Side For Pork Tenderloin | Sides You’ll Repeat

Roasted potatoes, green beans, apples, rice, and bright salads pair well with this lean, mild cut.

Pork tenderloin is one of those dinners that feels easy and a little polished at the same time. It cooks fast, slices neatly, and takes well to garlic, herbs, mustard, apples, maple, pepper, and smoke. The side dish matters because the meat itself is lean and mild. It needs color, texture, and a little contrast to keep the plate lively.

The good news is that you do not need fancy pairings. The best side for pork tenderloin usually comes from one of four lanes: a crisp green vegetable, a starchy base, a fruit-led element, or a salad with a sharp dressing. Once you pick one from each lane, dinner feels finished instead of flat.

What Works Best With This Cut

Start with the texture. Tenderloin is soft once sliced, so it likes a side with bite. Roasted broccoli, green beans, slaw, or a salad with toasted nuts all pull their weight.
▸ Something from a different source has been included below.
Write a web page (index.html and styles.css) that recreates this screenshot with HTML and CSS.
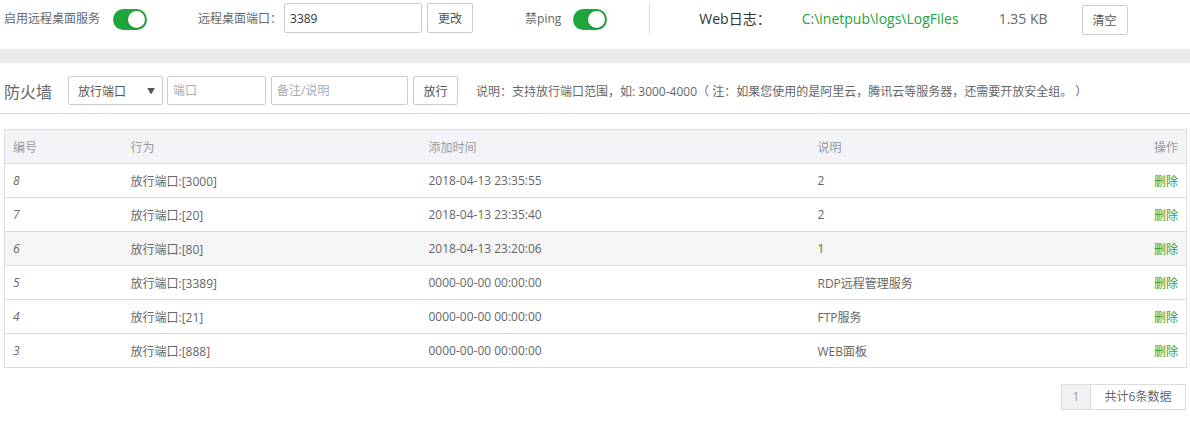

Then add a base that catches juices well. Potatoes, rice, polenta, farro, and buttered noodles all do that job.

Flavor matters too. Pork loves sweet-sharp notes. Apples, pears, cranberries, balsamic vinegar, mustard, lemon, and fresh herbs all wake it up. Rich sauces can work, but a full plate of soft, creamy foods can feel heavy in a hurry. When the pork is glazed or wrapped in bacon, go lighter with the side. When the pork is plain roasted or pan-seared, you have room for mashed potatoes or cheesy grains.

Use A Simple Pairing Rule

  • If the pork is sweet, pick a savory or green side.
  • If the pork is smoky or peppery, add something cool or crisp.
  • If the pork is plain, give the plate one creamy side and one bright side.
  • If the meal needs to stretch, choose potatoes, rice, beans, or a grain salad.
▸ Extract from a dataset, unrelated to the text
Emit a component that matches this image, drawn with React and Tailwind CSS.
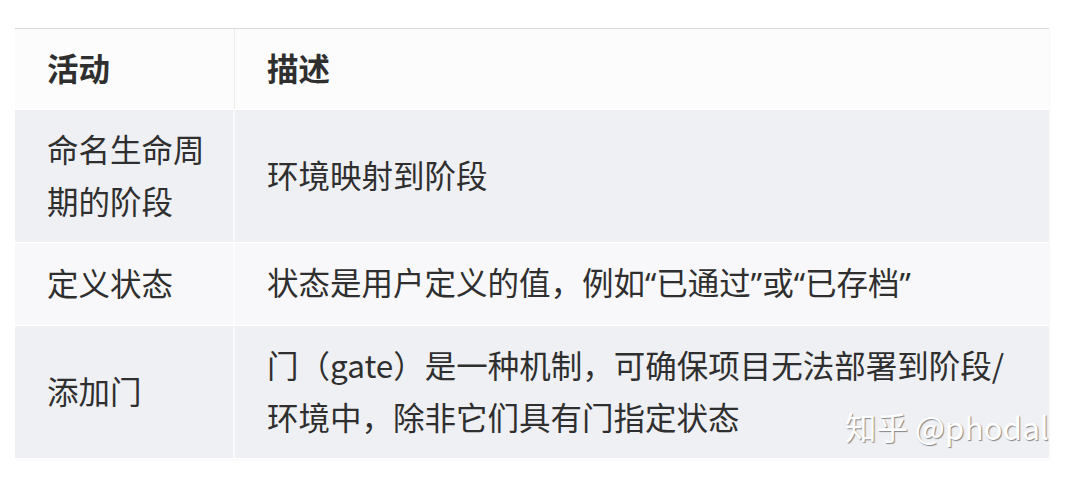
import React from 'react';

const Q = ({ children }) => (
  <span style={{ fontFamily: '"Noto Sans", sans-serif' }}>{children}</span>
);

const rows = [
  { activity: ['命名生命周', '期的阶段'], desc: ['环境映射到阶段'], bg: 'bg-[#eef0f3]' },
  {
    activity: ['定义状态'],
    desc: [
      <>
        状态是用户定义的值，例如<Q>“</Q>已通过<Q>”</Q>或<Q>“</Q>已存档<Q>”</Q>
      </>
    ],
    bg: 'bg-[#f8f8fa]'
  },
  {
    activity: ['添加门'],
    desc: ['门（gate）是一种机制，可确保项目无法部署到阶段/', '环境中，除非它们具有门指定状态'],
    bg: 'bg-[#eef0f3]'
  }
];

const Lines = ({ lines }) => (
  <>
    {lines.map((line, i) => (
      <div key={i} className="whitespace-nowrap">{line}</div>
    ))}
  </>
);

export default function App() {
  return (
    <div
      className="w-[1080px] h-[479px] bg-white pt-[28px] pl-[15px] text-[#2f2f2f]"
      style={{ fontFamily: '"Noto Sans CJK SC", "Noto Sans", sans-serif' }}
    >
      <div className="relative w-[1034px] border-t border-[#d9d9d9] shadow-[1px_1px_2px_rgba(0,0,0,0.04)]">
        {/* Header */}
        <div className="flex h-[81px] bg-[#fcfcfc] border-b border-white">
          <div className="w-[220px] flex items-center pl-[32px] pb-[3px] border-r border-[#ececec] text-[31.5px] font-bold">
            活动
          </div>
          <div className="flex-1 flex items-center pl-[32px] pb-[3px] text-[31.5px] font-bold">
            描述
          </div>
        </div>

        {/* Body */}
        {rows.map((row, i) => (
          <div key={i} className={`flex ${row.bg} border-b border-white last:border-b-0`}>
            <div className="w-[220px] flex items-center pl-[32px] pt-[12px] pb-[16px] border-r-2 border-white/60 text-[31.5px] leading-[52px]">
              <div>
                <Lines lines={row.activity} />
              </div>
            </div>
            <div className="flex-1 flex items-center pl-[32px] pt-[12px] pb-[16px] text-[31.5px] leading-[52px]">
              <div>
                <Lines lines={row.desc} />
              </div>
            </div>
          </div>
        ))}

        {/* Watermark */}
        <div className="absolute left-[830px] top-[377px] text-[31.5px] leading-[40px] text-white whitespace-nowrap [text-shadow:1px_1px_1px_rgba(0,0,0,0.45)]">
          知乎 @phodal
        </div>
      </div>
    </div>
  );
}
Choosing A Side For Pork Tenderloin By Season

Season can make the choice easy. In colder months, root vegetables, mashed potatoes, and roasted squash feel right. In warmer months, grilled corn, cucumber salad, tomato salad, and herby rice keep the meal lighter. Fall is the sweet spot for apple slaw, roasted carrots, maple Brussels sprouts, and wild rice.

There is also the timing issue. Tenderloin often rests for a few minutes before slicing. That window is enough to finish a pan sauce, toss greens, warm bread, or glaze carrots. For food safety, cook whole cuts of pork to 145°F and rest them for three minutes, as shown in the USDA safe temperature chart. That short rest also gives your sides time to land on the table hot and ready.

When you want a plate that feels balanced instead of loaded down, the Start Simple With MyPlate tips are a good gut check: lean on vegetables, whole grains, and fruit where they fit naturally. Pork tenderloin plays nicely with all three.

Best Sides For Pork Tenderloin When You Want Balance

These are the pairings that earn repeat status because they match the meat instead of fighting it. Some are classic. Some feel a little fresher. All of them are easy to build into a full dinner.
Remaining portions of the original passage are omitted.